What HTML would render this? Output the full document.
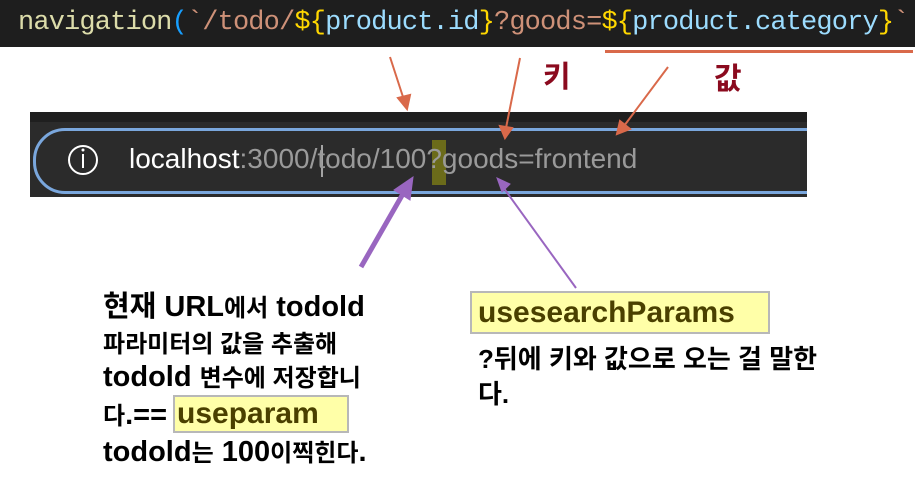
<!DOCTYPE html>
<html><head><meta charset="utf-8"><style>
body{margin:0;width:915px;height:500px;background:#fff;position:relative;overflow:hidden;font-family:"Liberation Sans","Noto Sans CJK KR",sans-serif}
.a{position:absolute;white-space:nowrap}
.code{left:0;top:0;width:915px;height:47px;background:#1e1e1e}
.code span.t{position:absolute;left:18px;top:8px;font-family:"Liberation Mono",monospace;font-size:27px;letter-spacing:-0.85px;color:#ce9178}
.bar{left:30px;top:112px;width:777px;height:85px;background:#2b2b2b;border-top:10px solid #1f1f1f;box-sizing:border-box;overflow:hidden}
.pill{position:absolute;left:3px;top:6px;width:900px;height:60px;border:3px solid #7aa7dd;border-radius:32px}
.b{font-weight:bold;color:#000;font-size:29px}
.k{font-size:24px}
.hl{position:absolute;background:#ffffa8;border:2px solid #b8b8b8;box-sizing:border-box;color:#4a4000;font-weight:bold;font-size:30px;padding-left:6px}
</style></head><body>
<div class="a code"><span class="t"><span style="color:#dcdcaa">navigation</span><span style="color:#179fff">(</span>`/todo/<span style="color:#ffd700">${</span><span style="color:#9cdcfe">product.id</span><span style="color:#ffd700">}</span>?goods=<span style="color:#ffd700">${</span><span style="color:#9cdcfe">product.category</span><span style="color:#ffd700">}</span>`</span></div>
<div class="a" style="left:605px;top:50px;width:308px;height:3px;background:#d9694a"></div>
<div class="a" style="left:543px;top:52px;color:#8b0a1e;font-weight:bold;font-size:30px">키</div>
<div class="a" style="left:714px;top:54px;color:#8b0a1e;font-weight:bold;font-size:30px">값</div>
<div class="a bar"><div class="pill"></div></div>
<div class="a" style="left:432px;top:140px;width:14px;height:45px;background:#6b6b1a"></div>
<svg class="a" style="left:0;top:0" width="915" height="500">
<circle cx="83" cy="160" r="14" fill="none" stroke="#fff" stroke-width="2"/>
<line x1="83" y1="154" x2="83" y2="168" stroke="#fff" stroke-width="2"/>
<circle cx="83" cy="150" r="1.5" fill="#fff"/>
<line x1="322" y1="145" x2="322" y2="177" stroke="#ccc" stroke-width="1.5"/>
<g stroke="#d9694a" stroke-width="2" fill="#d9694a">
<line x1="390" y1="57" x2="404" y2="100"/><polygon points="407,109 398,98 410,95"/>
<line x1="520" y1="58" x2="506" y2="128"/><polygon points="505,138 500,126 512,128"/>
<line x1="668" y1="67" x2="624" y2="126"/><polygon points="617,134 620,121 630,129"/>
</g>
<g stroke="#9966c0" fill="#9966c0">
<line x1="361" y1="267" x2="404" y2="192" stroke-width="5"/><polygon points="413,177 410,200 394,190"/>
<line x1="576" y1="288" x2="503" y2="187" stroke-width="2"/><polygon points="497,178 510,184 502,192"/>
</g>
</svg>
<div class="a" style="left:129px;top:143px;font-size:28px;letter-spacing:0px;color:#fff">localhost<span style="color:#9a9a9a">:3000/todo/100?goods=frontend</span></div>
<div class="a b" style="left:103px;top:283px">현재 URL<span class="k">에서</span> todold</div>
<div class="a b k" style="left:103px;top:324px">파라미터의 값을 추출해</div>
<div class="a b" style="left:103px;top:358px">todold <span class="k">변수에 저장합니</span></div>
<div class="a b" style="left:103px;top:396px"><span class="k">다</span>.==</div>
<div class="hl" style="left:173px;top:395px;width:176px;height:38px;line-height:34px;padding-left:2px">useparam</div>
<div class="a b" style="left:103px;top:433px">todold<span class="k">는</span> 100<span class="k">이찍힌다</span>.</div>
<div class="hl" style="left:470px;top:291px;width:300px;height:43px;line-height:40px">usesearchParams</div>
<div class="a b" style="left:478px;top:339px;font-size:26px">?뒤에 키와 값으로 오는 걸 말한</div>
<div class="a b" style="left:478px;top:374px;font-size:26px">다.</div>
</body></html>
|---|
## What you should do
Your task is an exact transcription of all the data, minus the pictures.

## Task solution
What HTML would render this? Output the full document.
<!DOCTYPE html>
<html><head><meta charset="utf-8"><style>
body{margin:0;width:915px;height:500px;background:#fff;position:relative;overflow:hidden;font-family:"Liberation Sans","Noto Sans CJK KR",sans-serif}
.a{position:absolute;white-space:nowrap}
.code{left:0;top:0;width:915px;height:47px;background:#1e1e1e}
.code span.t{position:absolute;left:18px;top:8px;font-family:"Liberation Mono",monospace;font-size:27px;letter-spacing:-0.85px;color:#ce9178}
.bar{left:30px;top:112px;width:777px;height:85px;background:#2b2b2b;border-top:10px solid #1f1f1f;box-sizing:border-box;overflow:hidden}
.pill{position:absolute;left:3px;top:6px;width:900px;height:60px;border:3px solid #7aa7dd;border-radius:32px}
.b{font-weight:bold;color:#000;font-size:29px}
.k{font-size:24px}
.hl{position:absolute;background:#ffffa8;border:2px solid #b8b8b8;box-sizing:border-box;color:#4a4000;font-weight:bold;font-size:30px;padding-left:6px}
</style></head><body>
<div class="a code"><span class="t"><span style="color:#dcdcaa">navigation</span><span style="color:#179fff">(</span>`/todo/<span style="color:#ffd700">${</span><span style="color:#9cdcfe">product.id</span><span style="color:#ffd700">}</span>?goods=<span style="color:#ffd700">${</span><span style="color:#9cdcfe">product.category</span><span style="color:#ffd700">}</span>`</span></div>
<div class="a" style="left:605px;top:50px;width:308px;height:3px;background:#d9694a"></div>
<div class="a" style="left:543px;top:52px;color:#8b0a1e;font-weight:bold;font-size:30px">키</div>
<div class="a" style="left:714px;top:54px;color:#8b0a1e;font-weight:bold;font-size:30px">값</div>
<div class="a bar"><div class="pill"></div></div>
<div class="a" style="left:432px;top:140px;width:14px;height:45px;background:#6b6b1a"></div>
<svg class="a" style="left:0;top:0" width="915" height="500">
<circle cx="83" cy="160" r="14" fill="none" stroke="#fff" stroke-width="2"/>
<line x1="83" y1="154" x2="83" y2="168" stroke="#fff" stroke-width="2"/>
<circle cx="83" cy="150" r="1.5" fill="#fff"/>
<line x1="322" y1="145" x2="322" y2="177" stroke="#ccc" stroke-width="1.5"/>
<g stroke="#d9694a" stroke-width="2" fill="#d9694a">
<line x1="390" y1="57" x2="404" y2="100"/><polygon points="407,109 398,98 410,95"/>
<line x1="520" y1="58" x2="506" y2="128"/><polygon points="505,138 500,126 512,128"/>
<line x1="668" y1="67" x2="624" y2="126"/><polygon points="617,134 620,121 630,129"/>
</g>
<g stroke="#9966c0" fill="#9966c0">
<line x1="361" y1="267" x2="404" y2="192" stroke-width="5"/><polygon points="413,177 410,200 394,190"/>
<line x1="576" y1="288" x2="503" y2="187" stroke-width="2"/><polygon points="497,178 510,184 502,192"/>
</g>
</svg>
<div class="a" style="left:129px;top:143px;font-size:28px;letter-spacing:0px;color:#fff">localhost<span style="color:#9a9a9a">:3000/todo/100?goods=frontend</span></div>
<div class="a b" style="left:103px;top:283px">현재 URL<span class="k">에서</span> todold</div>
<div class="a b k" style="left:103px;top:324px">파라미터의 값을 추출해</div>
<div class="a b" style="left:103px;top:358px">todold <span class="k">변수에 저장합니</span></div>
<div class="a b" style="left:103px;top:396px"><span class="k">다</span>.==</div>
<div class="hl" style="left:173px;top:395px;width:176px;height:38px;line-height:34px;padding-left:2px">useparam</div>
<div class="a b" style="left:103px;top:433px">todold<span class="k">는</span> 100<span class="k">이찍힌다</span>.</div>
<div class="hl" style="left:470px;top:291px;width:300px;height:43px;line-height:40px">usesearchParams</div>
<div class="a b" style="left:478px;top:339px;font-size:26px">?뒤에 키와 값으로 오는 걸 말한</div>
<div class="a b" style="left:478px;top:374px;font-size:26px">다.</div>
</body></html>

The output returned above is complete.